◆ Direction ◆
Return all of the data exactly as written, without the pictures.

======

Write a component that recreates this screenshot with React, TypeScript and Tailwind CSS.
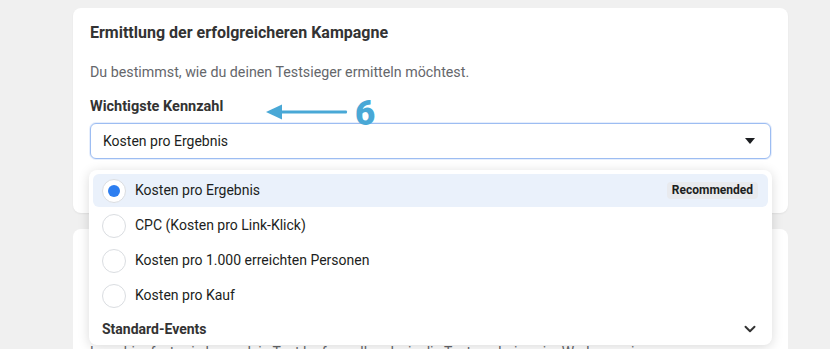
import { ChevronDown } from 'lucide-react';

const options = [
  { label: 'Kosten pro Ergebnis', selected: true, badge: 'Recommended' },
  { label: 'CPC (Kosten pro Link-Klick)' },
  { label: 'Kosten pro 1.000 erreichten Personen' },
  { label: 'Kosten pro Kauf' },
];

function Radio({ checked }: { checked?: boolean }) {
  return (
    <span className="flex h-[24px] w-[24px] shrink-0 items-center justify-center rounded-full border border-[#dadde1] bg-white">
      {checked && <span className="h-[12px] w-[12px] rounded-full bg-[#2d7ef0]" />}
    </span>
  );
}

export default function App() {
  return (
    <div className="relative h-[349px] w-[830px] overflow-hidden bg-[#f0f0f0] font-['Roboto','Liberation_Sans',sans-serif] text-[#1c1e21]">
      <div className="ml-[73px] flex w-[715px] flex-col gap-[16px] pt-[8px]">
        {/* card 1 */}
        <div className="relative h-[205px] rounded-lg bg-white px-[17px] pt-[15px] shadow-[0_1px_2px_rgba(0,0,0,0.06)]">
          <h2 className="text-[16px] font-bold leading-[20px] text-[#333]">Ermittlung der erfolgreicheren Kampagne</h2>
          <p className="mt-[19px] text-[14.25px] leading-[20px] text-[#65676b]">
            Du bestimmst, wie du deinen Testsieger ermitteln möchtest.
          </p>
          <div className="mt-[15px] text-[14.5px] font-bold leading-[20px] text-[#333]">Wichtigste Kennzahl</div>

          {/* annotation */}
          <svg width="82" height="18" viewBox="0 0 82 18" className="absolute left-[193px] top-[95px] text-[#49a8d6]">
            <path d="M0 9 L16 1.5 L16 16.5 Z" fill="currentColor" />
            <rect x="14" y="7.5" width="67" height="3" rx="1" fill="currentColor" />
          </svg>
          <span className="absolute left-[282px] top-[88px] text-[35px] font-black leading-[35px] text-[#49a8d6]">6</span>

          <div className="mt-[6px] flex h-[36px] items-center justify-between rounded-[6px] border border-[#9dbdf2] bg-white pl-[12px] pr-[15px] shadow-[0_0_0_1px_rgba(157,189,242,0.25)]">
            <span className="text-[14px] text-[#1c1e21]">Kosten pro Ergebnis</span>
            <svg width="10" height="6" viewBox="0 0 10 6">
              <path d="M0 0 H10 L5 6 Z" fill="#1c1e21" />
            </svg>
          </div>

          {/* dropdown menu */}
          <div className="absolute left-[16px] top-[162px] z-10 h-[175px] w-[683px] rounded-lg bg-white px-[4px] pt-[4px] shadow-[0_2px_12px_rgba(0,0,0,0.15)]">
            <div className="flex flex-col gap-[2px]">
              {options.map((o) => (
                <div
                  key={o.label}
                  className={`flex h-[33px] items-center rounded-[6px] pl-[9px] pr-[10px] ${o.selected ? 'bg-[#eaf1fb]' : ''}`}
                >
                  <Radio checked={o.selected} />
                  <span className="ml-[9px] flex-1 text-[14px] text-[#1c1e21]">{o.label}</span>
                  {o.badge && (
                    <span className="rounded-[4px] bg-[#e8eaee] px-[5px] py-[1px] text-[12px] font-bold leading-[15px] text-[#1c1e21]">
                      {o.badge}
                    </span>
                  )}
                </div>
              ))}
              <div className="flex h-[30px] items-center justify-between pl-[9px] pr-[9px]">
                <span className="text-[14px] font-bold text-[#333]">Standard-Events</span>
                <ChevronDown size={18} strokeWidth={2.6} className="text-[#333]" />
              </div>
            </div>
          </div>
        </div>

        {/* card 2 */}
        <div className="h-[200px] rounded-lg bg-white px-[17px] pt-[113px]">
          <p className="text-[14px] leading-[20px] text-[#65676b]">
            Lege hier fest, wie lange dein Test laufen soll und wie die Testergebnisse im Werbeanzeigenmanager angezeigt werden.
          </p>
        </div>
      </div>
    </div>
  );
}
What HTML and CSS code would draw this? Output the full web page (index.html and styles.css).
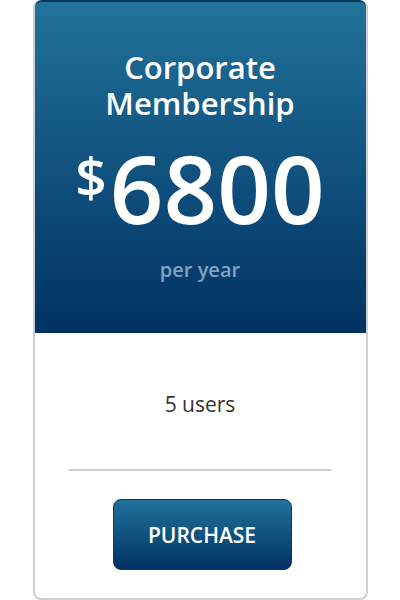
FILE: index.html
```html
<!DOCTYPE html>
<html>
<head>
	<meta charset="utf-8">
	<title>Corporate Membership</title>
	<link rel="stylesheet" href="styles.css">
</head>
<body>
	<div id="card">
		<div id="top">
			<h2 class="plan">Corporate Membership</h2>
			<div class="price"><span class="dollar">$</span>6800</div>
			<div class="period">per year</div>
		</div>
		<div id="bottom">
			<div class="users">5 users</div>
			<hr class="line">
			<button class="buy">PURCHASE</button>
		</div>
	</div>
</body>
</html>
```

FILE: styles.css
```css
	body{
		margin: 0;
		background-color: #fff;
		font-family: "Open Sans", sans-serif;
	}
	#card
	{
		box-sizing: border-box;
		width: 335px;
		height: 600px;
		margin: 0 auto;
		border: 2px solid #cfcfcf;
		border-top: 0;
		border-radius: 8px;
		overflow: hidden;
		display: flex;
		flex-direction: column;
	}
	#top
	{
		height: 333px;
		margin: 0 -2px;
		border: 2px solid #0c3a5c;
		border-bottom: 0;
		border-radius: 8px 8px 0 0;
		box-sizing: border-box;
		background: linear-gradient(#21729a, #003264);
		color: #fff;
		text-align: center;
		padding-top: 47px;
	}
	.plan
	{
		margin: 0 auto;
		width: 270px;
		font-size: 31px;
		font-weight: 600;
		line-height: 36px;
	}
	.price
	{
		margin-top: 19px;
		font-size: 94px;
		font-weight: 600;
		line-height: 96px;
	}
	.dollar
	{
		font-size: 55px;
		line-height: 0;
		vertical-align: 27px;
		margin-right: 3px;
	}
	.period
	{
		margin-top: 20px;
		font-size: 20px;
		font-weight: 600;
		color: #7fa3c0;
	}
	#bottom
	{
		flex: 1;
		display: flex;
		flex-direction: column;
		align-items: center;
		padding-top: 57px;
	}
	.users
	{
		font-size: 21px;
		color: #333;
		line-height: 28px;
	}
	.line
	{
		width: 262px;
		margin: 51px 0 0 0;
		border: 0;
		height: 2px;
		background: #cfcfcf;
	}
	.buy
	{
		margin-top: 28px;
		margin-left: 4px;
		width: 179px;
		height: 71px;
		border: 1px solid #0c3a5c;
		border-radius: 8px;
		background: linear-gradient(#21729a, #003264);
		color: #fff;
		font-family: "Open Sans", sans-serif;
		font-size: 21px;
		font-weight: 600;
		cursor: pointer;
	}
```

======

◆ Result for this exercise ◆
Write a component that recreates this screenshot with React, TypeScript and Tailwind CSS.
import { ChevronDown } from 'lucide-react';

const options = [
  { label: 'Kosten pro Ergebnis', selected: true, badge: 'Recommended' },
  { label: 'CPC (Kosten pro Link-Klick)' },
  { label: 'Kosten pro 1.000 erreichten Personen' },
  { label: 'Kosten pro Kauf' },
];

function Radio({ checked }: { checked?: boolean }) {
  return (
    <span className="flex h-[24px] w-[24px] shrink-0 items-center justify-center rounded-full border border-[#dadde1] bg-white">
      {checked && <span className="h-[12px] w-[12px] rounded-full bg-[#2d7ef0]" />}
    </span>
  );
}

export default function App() {
  return (
    <div className="relative h-[349px] w-[830px] overflow-hidden bg-[#f0f0f0] font-['Roboto','Liberation_Sans',sans-serif] text-[#1c1e21]">
      <div className="ml-[73px] flex w-[715px] flex-col gap-[16px] pt-[8px]">
        {/* card 1 */}
        <div className="relative h-[205px] rounded-lg bg-white px-[17px] pt-[15px] shadow-[0_1px_2px_rgba(0,0,0,0.06)]">
          <h2 className="text-[16px] font-bold leading-[20px] text-[#333]">Ermittlung der erfolgreicheren Kampagne</h2>
          <p className="mt-[19px] text-[14.25px] leading-[20px] text-[#65676b]">
            Du bestimmst, wie du deinen Testsieger ermitteln möchtest.
          </p>
          <div className="mt-[15px] text-[14.5px] font-bold leading-[20px] text-[#333]">Wichtigste Kennzahl</div>

          {/* annotation */}
          <svg width="82" height="18" viewBox="0 0 82 18" className="absolute left-[193px] top-[95px] text-[#49a8d6]">
            <path d="M0 9 L16 1.5 L16 16.5 Z" fill="currentColor" />
            <rect x="14" y="7.5" width="67" height="3" rx="1" fill="currentColor" />
          </svg>
          <span className="absolute left-[282px] top-[88px] text-[35px] font-black leading-[35px] text-[#49a8d6]">6</span>

          <div className="mt-[6px] flex h-[36px] items-center justify-between rounded-[6px] border border-[#9dbdf2] bg-white pl-[12px] pr-[15px] shadow-[0_0_0_1px_rgba(157,189,242,0.25)]">
            <span className="text-[14px] text-[#1c1e21]">Kosten pro Ergebnis</span>
            <svg width="10" height="6" viewBox="0 0 10 6">
              <path d="M0 0 H10 L5 6 Z" fill="#1c1e21" />
            </svg>
          </div>

          {/* dropdown menu */}
          <div className="absolute left-[16px] top-[162px] z-10 h-[175px] w-[683px] rounded-lg bg-white px-[4px] pt-[4px] shadow-[0_2px_12px_rgba(0,0,0,0.15)]">
            <div className="flex flex-col gap-[2px]">
              {options.map((o) => (
                <div
                  key={o.label}
                  className={`flex h-[33px] items-center rounded-[6px] pl-[9px] pr-[10px] ${o.selected ? 'bg-[#eaf1fb]' : ''}`}
                >
                  <Radio checked={o.selected} />
                  <span className="ml-[9px] flex-1 text-[14px] text-[#1c1e21]">{o.label}</span>
                  {o.badge && (
                    <span className="rounded-[4px] bg-[#e8eaee] px-[5px] py-[1px] text-[12px] font-bold leading-[15px] text-[#1c1e21]">
                      {o.badge}
                    </span>
                  )}
                </div>
              ))}
              <div className="flex h-[30px] items-center justify-between pl-[9px] pr-[9px]">
                <span className="text-[14px] font-bold text-[#333]">Standard-Events</span>
                <ChevronDown size={18} strokeWidth={2.6} className="text-[#333]" />
              </div>
            </div>
          </div>
        </div>

        {/* card 2 */}
        <div className="h-[200px] rounded-lg bg-white px-[17px] pt-[113px]">
          <p className="text-[14px] leading-[20px] text-[#65676b]">
            Lege hier fest, wie lange dein Test laufen soll und wie die Testergebnisse im Werbeanzeigenmanager angezeigt werden.
          </p>
        </div>
      </div>
    </div>
  );
}
What HTML and CSS code would draw this? Output the full web page (index.html and styles.css).
FILE: index.html
```html
<!DOCTYPE html>
<html>
<head>
	<meta charset="utf-8">
	<title>Corporate Membership</title>
	<link rel="stylesheet" href="styles.css">
</head>
<body>
	<div id="card">
		<div id="top">
			<h2 class="plan">Corporate Membership</h2>
			<div class="price"><span class="dollar">$</span>6800</div>
			<div class="period">per year</div>
		</div>
		<div id="bottom">
			<div class="users">5 users</div>
			<hr class="line">
			<button class="buy">PURCHASE</button>
		</div>
	</div>
</body>
</html>
```

FILE: styles.css
```css
	body{
		margin: 0;
		background-color: #fff;
		font-family: "Open Sans", sans-serif;
	}
	#card
	{
		box-sizing: border-box;
		width: 335px;
		height: 600px;
		margin: 0 auto;
		border: 2px solid #cfcfcf;
		border-top: 0;
		border-radius: 8px;
		overflow: hidden;
		display: flex;
		flex-direction: column;
	}
	#top
	{
		height: 333px;
		margin: 0 -2px;
		border: 2px solid #0c3a5c;
		border-bottom: 0;
		border-radius: 8px 8px 0 0;
		box-sizing: border-box;
		background: linear-gradient(#21729a, #003264);
		color: #fff;
		text-align: center;
		padding-top: 47px;
	}
	.plan
	{
		margin: 0 auto;
		width: 270px;
		font-size: 31px;
		font-weight: 600;
		line-height: 36px;
	}
	.price
	{
		margin-top: 19px;
		font-size: 94px;
		font-weight: 600;
		line-height: 96px;
	}
	.dollar
	{
		font-size: 55px;
		line-height: 0;
		vertical-align: 27px;
		margin-right: 3px;
	}
	.period
	{
		margin-top: 20px;
		font-size: 20px;
		font-weight: 600;
		color: #7fa3c0;
	}
	#bottom
	{
		flex: 1;
		display: flex;
		flex-direction: column;
		align-items: center;
		padding-top: 57px;
	}
	.users
	{
		font-size: 21px;
		color: #333;
		line-height: 28px;
	}
	.line
	{
		width: 262px;
		margin: 51px 0 0 0;
		border: 0;
		height: 2px;
		background: #cfcfcf;
	}
	.buy
	{
		margin-top: 28px;
		margin-left: 4px;
		width: 179px;
		height: 71px;
		border: 1px solid #0c3a5c;
		border-radius: 8px;
		background: linear-gradient(#21729a, #003264);
		color: #fff;
		font-family: "Open Sans", sans-serif;
		font-size: 21px;
		font-weight: 600;
		cursor: pointer;
	}
```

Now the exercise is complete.